Government has announced new guidelines at the Kotoka International Airport (KIA), to strengthen the existing protocols to prevent the spread of the COVID-19 in Ghana.
As of January 1, 2021, 712 positive cases of COVID-19 have been recorded at the KIA, out of 118,278 tests conducted.
The positivity rate among international arrivals in Ghana rose from 0.26 per cent in September 2020 to 0.93 per cent in December, with 387 cases recorded in that particular month alone.
The Government, on reopening of the country’s airport in September last year, indicated that all passengers arriving in Ghana must possess a negative PCR test result, which should have been conducted not more than 72 hours before departure from the country of origin.
In his 21st televised address on Sunday night, on enhanced measures against the spread of COVID-19, President Nana Addo Dankwa Akufo-Addo announced new guidelines to be implemented at the KIA in addition to the existing ones, to limit the importation of new Coronavirus variants.
Therefore, he said, all arriving passengers who test positive for COVID-19, asymptomatic or not, would undergo mandatory isolation and treatment at a designated health facility or isolation centre.
The President said the isolation would be for a period of seven days at the cost of Government.
However, the final discharge of cases would be based on existing case management guidelines and protocols.
Additionally, all passengers who are in isolation would undergo a repeat COVID-19 test within 24 hours of arrival, with the cost also borne by Government.
That test, he said, would also include genomic sequencing for COVID-19.
The President said all passengers who tested negative for COVID-19 would be required to adhere continuously to COVID-19 safety protocols, and would receive regular information on COVID-19 within five days of arrival in Ghana.
President Akufo-Addo gave the assurance that, Ghana’s COVID-19 testing regime at the country’s airport was amongst the strictest in the world, as certified by the Food and Drugs Authority.
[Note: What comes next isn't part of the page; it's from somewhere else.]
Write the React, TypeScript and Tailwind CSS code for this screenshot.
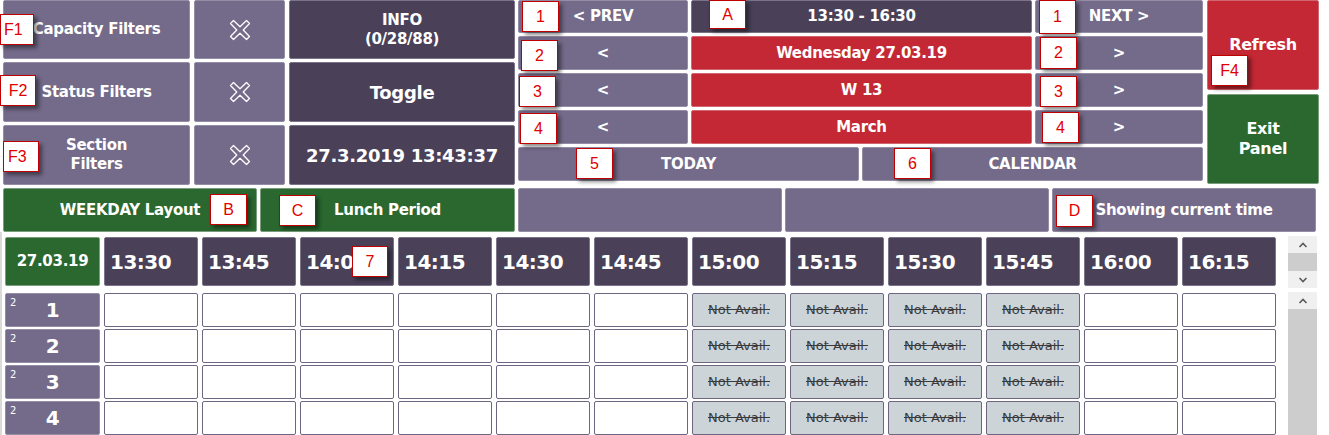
import React from "react";

const LP = "bg-[#746a89] border border-[#958da6] rounded-[2px] text-white font-bold flex items-center justify-center text-center";
const DP = "bg-[#4a4159] border border-[#7b7389] rounded-[2px] text-white font-bold flex items-center justify-center text-center";
const RD = "bg-[#c32834] border border-[#d06770] rounded-[2px] text-white font-bold flex items-center justify-center text-center";
const GR = "bg-[#2a6830] border border-[#7a9d7d] rounded-[2px] text-white font-bold flex items-center justify-center text-center";

function XIcon() {
  return (
    <svg width="24" height="24" viewBox="0 0 24 24">
      <polygon
        points="2.5,5.5 5.5,2.5 12,8.8 18.5,2.5 21.5,5.5 15.2,12 21.5,18.5 18.5,21.5 12,15.2 5.5,21.5 2.5,18.5 8.8,12"
        fill="none"
        stroke="white"
        strokeWidth="1.3"
        strokeLinejoin="round"
      />
    </svg>
  );
}

function Note({ label, x, y, w = 37, h = 31, pl }: { label: string; x: number; y: number; w?: number; h?: number; pl?: number }) {
  return (
    <div
      className="absolute bg-white border border-[#c00000] shadow-[3px_3px_4px_rgba(0,0,0,0.45)] flex items-center text-[#e00000] text-[16px] font-['Liberation_Sans',Arial,sans-serif] leading-none tracking-normal"
      style={{ left: x, top: y, width: w, height: h, paddingLeft: pl, justifyContent: pl !== undefined ? "flex-start" : "center" }}
    >
      {label}
    </div>
  );
}

function Chevron({ up }: { up?: boolean }) {
  return (
    <svg width="10" height="6" viewBox="0 0 10 6">
      <polyline
        points={up ? "1.5,5 5,1.5 8.5,5" : "1.5,1 5,4.5 8.5,1"}
        fill="none"
        stroke="#5a5a5a"
        strokeWidth="1.6"
      />
    </svg>
  );
}

const times = ["13:30", "13:45", "14:00", "14:15", "14:30", "14:45", "15:00", "15:15", "15:30", "15:45", "16:00", "16:15"];

export default function App() {
  return (
    <div className="relative w-[1329px] h-[435px] overflow-hidden bg-white font-['DejaVu_Sans',Verdana,sans-serif] tracking-[-0.3px]">
      {/* Top section */}
      <div className="flex items-start pl-[3px] h-[185px]">
        {/* Left grid */}
        <div className="grid grid-cols-[187px_91px_226px] grid-rows-[59px_60px_60px] gap-x-[4px] gap-y-[3px]">
          <div className={LP + " text-[15px] text-[#f3f2f6]"}>Capacity Filters</div>
          <div className={LP}><XIcon /></div>
          <div className={DP + " flex-col text-[15px] leading-[19px]"}>
            <span>INFO</span>
            <span>(0/28/88)</span>
          </div>
          <div className={LP + " text-[15px] text-[#f3f2f6]"}>Status Filters</div>
          <div className={LP}><XIcon /></div>
          <div className={DP + " text-[18px]"}>Toggle</div>
          <div className={LP + " flex-col text-[15px] leading-[19px] text-[#f3f2f6]"}>
            <span>Section</span>
            <span>Filters</span>
          </div>
          <div className={LP}><XIcon /></div>
          <div className={DP + " text-[18px]"}>27.3.2019 13:43:37</div>
        </div>

        {/* Middle nav */}
        <div className="ml-[3px] w-[685px] flex flex-col gap-[3px]">
          <div className="grid grid-cols-[170px_341px_168px] grid-rows-[33px_34px_34px_34px] gap-x-[3px] gap-y-[3px]">
            <div className={LP + " text-[15px]"}>&lt; PREV</div>
            <div className={DP + " text-[15px]"}>13:30 - 16:30</div>
            <div className={LP + " text-[15px]"}>NEXT &gt;</div>
            <div className={LP + " text-[15px]"}>&lt;</div>
            <div className={RD + " text-[15px]"}>Wednesday 27.03.19</div>
            <div className={LP + " text-[15px]"}>&gt;</div>
            <div className={LP + " text-[15px]"}>&lt;</div>
            <div className={RD + " text-[15px]"}>W 13</div>
            <div className={LP + " text-[15px]"}>&gt;</div>
            <div className={LP + " text-[15px]"}>&lt;</div>
            <div className={RD + " text-[15px]"}>March</div>
            <div className={LP + " text-[15px]"}>&gt;</div>
          </div>
          <div className="flex gap-[3px] h-[34px]">
            <div className={LP + " w-[341px] text-[15px]"}>TODAY</div>
            <div className={LP + " w-[341px] text-[15px]"}>CALENDAR</div>
          </div>
        </div>

        {/* Right */}
        <div className="ml-[4px] w-[112px] flex flex-col gap-[4px]">
          <div className={RD + " h-[90px] text-[16px]"}>Refresh</div>
          <div className={GR + " h-[90px] flex-col text-[16px] leading-[20px]"}>
            <span>Exit</span>
            <span>Panel</span>
          </div>
        </div>
      </div>

      {/* Second row */}
      <div className="flex gap-[3px] pl-[3px] mt-[3px] h-[44px]">
        <div className={GR + " w-[254px] text-[15px]"}>WEEKDAY Layout</div>
        <div className={GR + " w-[255px] text-[15px]"}>Lunch Period</div>
        <div className={LP + " w-[264px]"}></div>
        <div className={LP + " w-[264px]"}></div>
        <div className={LP + " w-[264px] text-[15px] text-[#eeecf2]"}>Showing current time</div>
      </div>

      {/* Lower area */}
      <div className="flex items-start border-l-[2px] border-[#dadada] h-[203px]">
        <div className="pl-[3px] pt-[5px] flex flex-col">
          <div className="flex gap-[4px] h-[49px]">
            <div className={GR + " w-[95px] text-[15px]"}>27.03.19</div>
            {times.map((t) => (
              <div key={t} className={DP + " w-[94px] !justify-start pl-[5px] text-[20px] tracking-[-0.5px]"}>
                {t}
              </div>
            ))}
          </div>
          <div className="flex flex-col gap-[2px] mt-[7px]">
            {[1, 2, 3, 4].map((n) => (
              <div key={n} className="flex gap-[4px] h-[34px]">
                <div className={LP + " relative w-[95px] text-[20px]"}>
                  <span className="absolute left-[4px] top-[1px] text-[10px] font-normal tracking-normal">2</span>
                  {n}
                </div>
                {times.map((t, i) =>
                  i >= 6 && i <= 9 ? (
                    <div
                      key={t}
                      className="w-[94px] bg-[#ccd4d8] border border-[#6e6583] rounded-[2px] flex items-center justify-center text-[13px] text-[#3a3a3a] line-through tracking-normal"
                    >
                      Not Avail.
                    </div>
                  ) : (
                    <div key={t} className="w-[94px] bg-white border border-[#6e6583] rounded-[2px]"></div>
                  )
                )}
              </div>
            ))}
          </div>
        </div>
        <div className="ml-[12px] mt-[4px] w-[29px] flex flex-col gap-[4px]">
          <div className="h-[52px] bg-[#f0f0f0] flex flex-col">
            <div className="h-[17px] flex items-center justify-center"><Chevron up /></div>
            <div className="h-[18px] bg-[#cdcdcd]"></div>
            <div className="h-[17px] flex items-center justify-center"><Chevron /></div>
          </div>
          <div className="h-[150px] bg-[#cdcdcd] flex flex-col">
            <div className="h-[17px] bg-[#f0f0f0] flex items-center justify-center"><Chevron up /></div>
          </div>
        </div>
      </div>

      {/* Annotations */}
      <Note label="F1" x={0} y={14} w={34} pl={3} />
      <Note label="F2" x={0} y={75} w={36} />
      <Note label="F3" x={3} y={141} w={36} pl={4} />
      <Note label="1" x={522} y={1} />
      <Note label="A" x={709} y={0} h={29} />
      <Note label="2" x={521} y={40} />
      <Note label="3" x={519} y={76} />
      <Note label="4" x={520} y={113} />
      <Note label="5" x={576} y={148} />
      <Note label="6" x={894} y={148} />
      <Note label="1" x={1039} y={0} h={34} />
      <Note label="2" x={1040} y={37} h={32} />
      <Note label="3" x={1040} y={76} />
      <Note label="4" x={1042} y={112} />
      <Note label="F4" x={1211} y={55} />
      <Note label="B" x={210} y={194} />
      <Note label="C" x={279} y={195} />
      <Note label="D" x={1056} y={195} h={32} />
      <Note label="7" x={352} y={246} w={36} />
    </div>
  );
}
And that it was capable of detecting the new variant of COVID-19, which was plaguing other nations around the world.
He appealed to all Ghanaians to ensure compliance with the COVID-19 protocols.
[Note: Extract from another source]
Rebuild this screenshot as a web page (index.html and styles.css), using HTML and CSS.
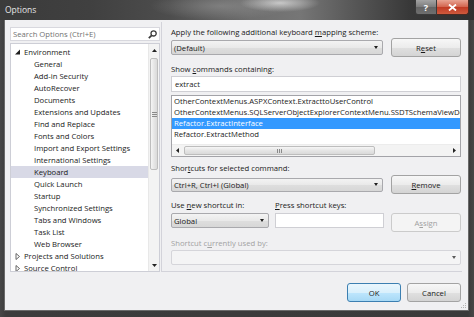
FILE: index.html
```html
<!DOCTYPE html>
<html>
<head>
<meta charset="utf-8">
<title>Options</title>
<link rel="stylesheet" href="styles.css">
</head>
<body>
<div class="window">
  <div class="titlebar">
    <span class="title">Options</span>
    <div class="caption-btns">
      <div class="cbtn help">?</div>
      <div class="cbtn close">
        <svg width="9" height="7" viewBox="0 0 9 7"><path d="M1 0.5 L8 6.5 M8 0.5 L1 6.5" stroke="#fff" stroke-width="1.8"/></svg>
      </div>
    </div>
  </div>
  <div class="client">
    <div class="main">
      <div class="left">
        <div class="search">
          <span class="placeholder">Search Options (Ctrl+E)</span>
          <svg class="magnifier" width="9" height="9" viewBox="0 0 9 9"><circle cx="5.6" cy="3.4" r="2.6" fill="none" stroke="#3a3a3a" stroke-width="1.3"/><path d="M3.7 5.3 L0.8 8.2" stroke="#3a3a3a" stroke-width="1.7"/></svg>
        </div>
        <div class="tree">
          <div class="tree-items">
            <div class="item l0"><svg class="exp" width="9" height="6" viewBox="0 0 9 6"><path d="M5 0.5 L5 5.5 L0 5.5 Z" fill="#1e1e1e"/></svg>Environment</div>
            <div class="item l1">General</div>
            <div class="item l1">Add-in Security</div>
            <div class="item l1">AutoRecover</div>
            <div class="item l1">Documents</div>
            <div class="item l1">Extensions and Updates</div>
            <div class="item l1">Find and Replace</div>
            <div class="item l1">Fonts and Colors</div>
            <div class="item l1">Import and Export Settings</div>
            <div class="item l1">International Settings</div>
            <div class="item l1 sel">Keyboard</div>
            <div class="item l1">Quick Launch</div>
            <div class="item l1">Startup</div>
            <div class="item l1">Synchronized Settings</div>
            <div class="item l1">Tabs and Windows</div>
            <div class="item l1">Task List</div>
            <div class="item l1">Web Browser</div>
            <div class="item l0"><svg class="exp" width="9" height="7" viewBox="0 0 9 7"><path d="M1 0.5 L4.5 3.5 L1 6.5 Z" fill="none" stroke="#555" stroke-width="0.9"/></svg>Projects and Solutions</div>
            <div class="item l0"><svg class="exp" width="9" height="7" viewBox="0 0 9 7"><path d="M1 0.5 L4.5 3.5 L1 6.5 Z" fill="none" stroke="#555" stroke-width="0.9"/></svg>Source Control</div>
          </div>
          <div class="vscroll">
            <div class="sarrow"><svg width="5" height="3" viewBox="0 0 5 3"><path d="M0 3 L2.5 0 L5 3 Z" fill="#222"/></svg></div>
            <div class="vthumb"><span class="grip-h"></span></div>
            <div class="sarrow bottom"><svg width="5" height="3" viewBox="0 0 5 3"><path d="M0 0 L2.5 3 L5 0 Z" fill="#222"/></svg></div>
          </div>
        </div>
      </div>
      <div class="page">
        <div class="label">Apply the following additional keyboard <u>m</u>apping scheme:</div>
        <div class="row r-scheme">
          <div class="combo wide"><span>(Default)</span><span class="arrow"></span></div>
          <div class="btn">R<u>e</u>set</div>
        </div>
        <div class="label l-show">Show <u>c</u>ommands containing:</div>
        <div class="textbox filter">extract</div>
        <div class="listbox">
          <div class="li">OtherContextMenus.ASPXContext.ExtracttoUserControl</div>
          <div class="li">OtherContextMenus.SQLServerObjectExplorerContextMenu.SSDTSchemaViewDesigner</div>
          <div class="li sel">Refactor.ExtractInterface</div>
          <div class="li">Refactor.ExtractMethod</div>
          <div class="hscroll">
            <div class="harrow"><svg width="3" height="5" viewBox="0 0 3 5"><path d="M3 0 L0 2.5 L3 5 Z" fill="#222"/></svg></div>
            <div class="hthumb"><span class="grip-v"></span></div>
            <div class="harrow right"><svg width="3" height="5" viewBox="0 0 3 5"><path d="M0 0 L3 2.5 L0 5 Z" fill="#222"/></svg></div>
          </div>
        </div>
        <div class="label l-short">Shor<u>t</u>cuts for selected command:</div>
        <div class="row r-remove">
          <div class="combo wide"><span>Ctrl+R, Ctrl+I (Global)</span><span class="arrow"></span></div>
          <div class="btn"><u>R</u>emove</div>
        </div>
        <div class="row r-labels">
          <div class="label lbl-use">Use <u>n</u>ew shortcut in:</div>
          <div class="label"><u>P</u>ress shortcut keys:</div>
        </div>
        <div class="row r-assign">
          <div class="combo global"><span>Global</span><span class="arrow"></span></div>
          <div class="textbox keys"></div>
          <div class="btn disabled">A<u>s</u>sign</div>
        </div>
        <div class="label disabled l-used">Shortcut c<u>u</u>rrently used by:</div>
        <div class="combo disabled full"><span></span><span class="arrow"></span></div>
      </div>
    </div>
    <div class="footer">
      <div class="btn ok">OK</div>
      <div class="btn">Cancel</div>
      <svg class="grip" width="6" height="6" viewBox="0 0 6 6"><g fill="#b4b4b4"><rect x="4" y="0" width="1" height="1"/><rect x="2" y="2" width="1" height="1"/><rect x="4" y="2" width="1" height="1"/><rect x="0" y="4" width="1" height="1"/><rect x="2" y="4" width="1" height="1"/><rect x="4" y="4" width="1" height="1"/></g></svg>
    </div>
  </div>
</div>
</body>
</html>
```
FILE: styles.css
```css
* { box-sizing: border-box; margin: 0; padding: 0; }
html, body { width: 474px; height: 317px; overflow: hidden; }
body {
  background: #363636;
  font-family: "Open Sans", "Noto Sans", sans-serif;
  font-size: 7.7px;
  color: #1a1a1a;
}
u { text-decoration: underline; text-underline-offset: 1px; }

.window {
  width: 474px;
  height: 317px;
  display: flex;
  flex-direction: column;
  background: linear-gradient(90deg, #474747 0, #3c3c3c 6px, #3a3a3a 468px, #474747 474px);
}

.titlebar {
  height: 20px;
  display: flex;
  position: relative;
  background:
    radial-gradient(ellipse 40px 9px at 280px 3px, rgba(235,235,235,0.7), rgba(235,235,235,0) 100%),
    radial-gradient(ellipse 70px 14px at 220px 6px, rgba(150,150,150,0.55), rgba(150,150,150,0) 100%),
    linear-gradient(90deg, #3b3b3b 0, #404040 90px, #4d4d4d 170px, #6e6e6e 250px, #767676 300px, #595959 350px, #383838 410px, #2f2f2f 474px);
}
.title {
  margin-left: 5px;
  line-height: 20px;
  font-size: 8.5px;
  color: #e6e6e6;
}
.caption-btns {
  margin-left: auto;
  margin-right: 5px;
  display: flex;
  height: 15px;
}
.cbtn {
  height: 15px;
  display: flex;
  align-items: center;
  justify-content: center;
  color: #fff;
  font-weight: bold;
  font-size: 9px;
}
.cbtn.help {
  width: 22px;
  background: linear-gradient(#a3a3a3, #7c7c7c 50%, #646464 51%, #6f6f6f);
  border: 1px solid #3a3a3a;
  border-top: none;
  border-radius: 0 0 0 3px;
}
.cbtn.close {
  width: 32px;
  background: linear-gradient(#e8a493, #d2634d 50%, #c03a24 51%, #cf5a3d);
  border: 1px solid #4a2a22;
  border-top: none;
  border-left: none;
  border-radius: 0 0 3px 0;
}

.client {
  margin: 0 6px 0 5px;
  height: 290px;
  background: #f0f0f2;
  display: flex;
  flex-direction: column;
  box-shadow: 0 0 0 1px #6a6a6a;
}
.main {
  height: 252px;
  display: flex;
}

/* left column */
.left {
  width: 150px;
  margin-left: 5px;
  padding-top: 7px;
  display: flex;
  flex-direction: column;
}
.search {
  height: 14px;
  margin-bottom: 2px;
  background: #fff;
  border: 1px solid #d8d8de;
  display: flex;
  align-items: center;
  padding-left: 2px;
}
.placeholder { color: #717171; }
.magnifier { margin-left: auto; margin-right: 2px; }

.tree {
  height: 229px;
  border: 1px solid #cdced6;
  background: #fff;
  display: flex;
  overflow: hidden;
}
.tree-items {
  flex: 1;
  padding-top: 2px;
  overflow: hidden;
}
.item {
  height: 12px;
  line-height: 12px;
  white-space: nowrap;
  display: flex;
  align-items: center;
}
.item.l0 { padding-left: 4px; }
.item.l1 { padding-left: 23px; }
.item.sel { background: #d8d9e6; }
.exp { flex: none; }

.vscroll {
  width: 11px;
  background: #f3f3f3;
  border-left: 1px solid #e8e8e8;
  display: flex;
  flex-direction: column;
}
.sarrow {
  height: 12px;
  display: flex;
  align-items: center;
  justify-content: center;
}
.sarrow.bottom { margin-top: auto; }
.vthumb {
  height: 112px;
  margin: 2px 1px 0 1px;
  border: 1px solid #bdbdbd;
  border-radius: 2px;
  background: linear-gradient(90deg, #f5f5f5, #e6e6e6 50%, #dadada);
  display: flex;
  align-items: center;
  justify-content: center;
}
.grip-h {
  width: 5px;
  height: 5px;
  background: repeating-linear-gradient(#8a8a8a 0 1px, transparent 1px 2px);
}

/* right page */
.page {
  width: 301px;
  margin-left: 1px;
  margin-top: 2px;
  border-left: 1px solid #d3d3da;
  border-bottom: 1px solid #d3d3da;
  padding: 4px 1px 0 9px;
  display: flex;
  flex-direction: column;
}
.label {
  height: 12px;
  line-height: 12px;
  white-space: nowrap;
}
.label.disabled { color: #a2a2a2; }
.row { display: flex; align-items: center; }
.r-scheme { height: 19px; gap: 8px; }
.l-show { margin-top: 6px; }
.textbox {
  background: #fff;
  border: 1px solid #cfcfd4;
  display: flex;
  align-items: center;
  padding-left: 3px;
}
.textbox.filter { height: 16px; margin-top: 1px; }
.listbox {
  height: 62px;
  margin-top: 3px;
  border: 1px solid #a3a3a8;
  background: #fff;
  display: flex;
  flex-direction: column;
  overflow: hidden;
}
.li {
  height: 11px;
  line-height: 11px;
  padding-left: 2px;
  white-space: nowrap;
  overflow: hidden;
  flex: none;
}
.li.sel { background: #3399ff; color: #fff; }
.hscroll {
  margin-top: auto;
  height: 12px;
  background: #f3f3f3;
  border-top: 1px solid #ececec;
  display: flex;
  align-items: center;
}
.harrow {
  width: 11px;
  height: 11px;
  display: flex;
  align-items: center;
  justify-content: center;
  flex: none;
}
.harrow.right { margin-left: auto; }
.hthumb {
  width: 191px;
  height: 9px;
  margin-left: 1px;
  border: 1px solid #bdbdbd;
  border-radius: 2px;
  background: linear-gradient(#f6f6f6, #e5e5e5 50%, #d9d9d9);
  display: flex;
  align-items: center;
  justify-content: center;
}
.grip-v {
  width: 5px;
  height: 4px;
  background: repeating-linear-gradient(90deg, #8a8a8a 0 1px, transparent 1px 2px);
}
.l-short { margin-top: 5px; }
.r-remove { height: 19px; gap: 8px; margin-top: 1px; }
.r-labels { margin-top: 5px; }
.lbl-use { width: 104px; }
.r-assign { height: 19px; margin-top: 2px; align-items: flex-start; }
.l-used { margin-top: 5px; }

.combo {
  height: 15px;
  border: 1px solid #a9a9ad;
  border-radius: 2px;
  background: linear-gradient(#f3f3f3, #e9e9e9 50%, #dedede 51%, #d7d7d7);
  display: flex;
  align-items: center;
  padding-left: 2px;
  white-space: nowrap;
}
.combo.wide { width: 212px; height: 15px; }
.r-remove .combo.wide { height: 14px; }
.combo.global { width: 98px; }
.combo.full { width: 290px; margin-top: 1px; }
.combo .arrow {
  margin-left: auto;
  margin-right: 4px;
  width: 0;
  height: 0;
  border-left: 2.5px solid transparent;
  border-right: 2.5px solid transparent;
  border-top: 3px solid #1e1e1e;
}
.combo.disabled {
  background: #f4f4f5;
  border-color: #d5d5da;
}
.combo.disabled .arrow { border-top-color: #5a5a5a; }
.textbox.keys { width: 109px; height: 15px; margin-left: 6px; }
.r-assign .btn { margin-left: 7px; }

.btn {
  height: 19px;
  width: 70px;
  border: 1px solid #a3a3a3;
  border-radius: 3px;
  background: linear-gradient(#f7f7f7, #ececec 50%, #e0e0e0 51%, #d4d4d4);
  display: flex;
  align-items: center;
  justify-content: center;
  flex: none;
  white-space: nowrap;
}
.btn.disabled {
  color: #a0a0a0;
  background: #f4f4f4;
  border-color: #cbcbcb;
}

.footer {
  height: 38px;
  display: flex;
  justify-content: flex-end;
  padding: 11px 7px 0 0;
  gap: 6px;
  position: relative;
}
.footer .btn { width: 54px; }
.btn.ok {
  border-color: #3c7fb1;
  background: linear-gradient(#eaf6fd, #d9f0fc 50%, #bee6fd 51%, #a7d9f5);
}
.grip { position: absolute; right: 1px; bottom: 1px; }
```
The President indicated that with Ghana set to procure her first consignment of the COVID-19 vaccines within the first half of this year, there was light at the end of the tunnel.
….”But, we are not yet out of the woods. So, let us all continue down the path of strict adherence to the protocols. There is nothing beyond us, the Ghanaian people were the first in sub-Saharan Africa to gain our freedom from colonial rule. We can do it,” he assured.
Ghana’s active cases stood at 897 as at January 1, 2021, with 18 persons severely ill, 55, 220 cumulative positive cases and 336 so far succumbed to the respiratory disease.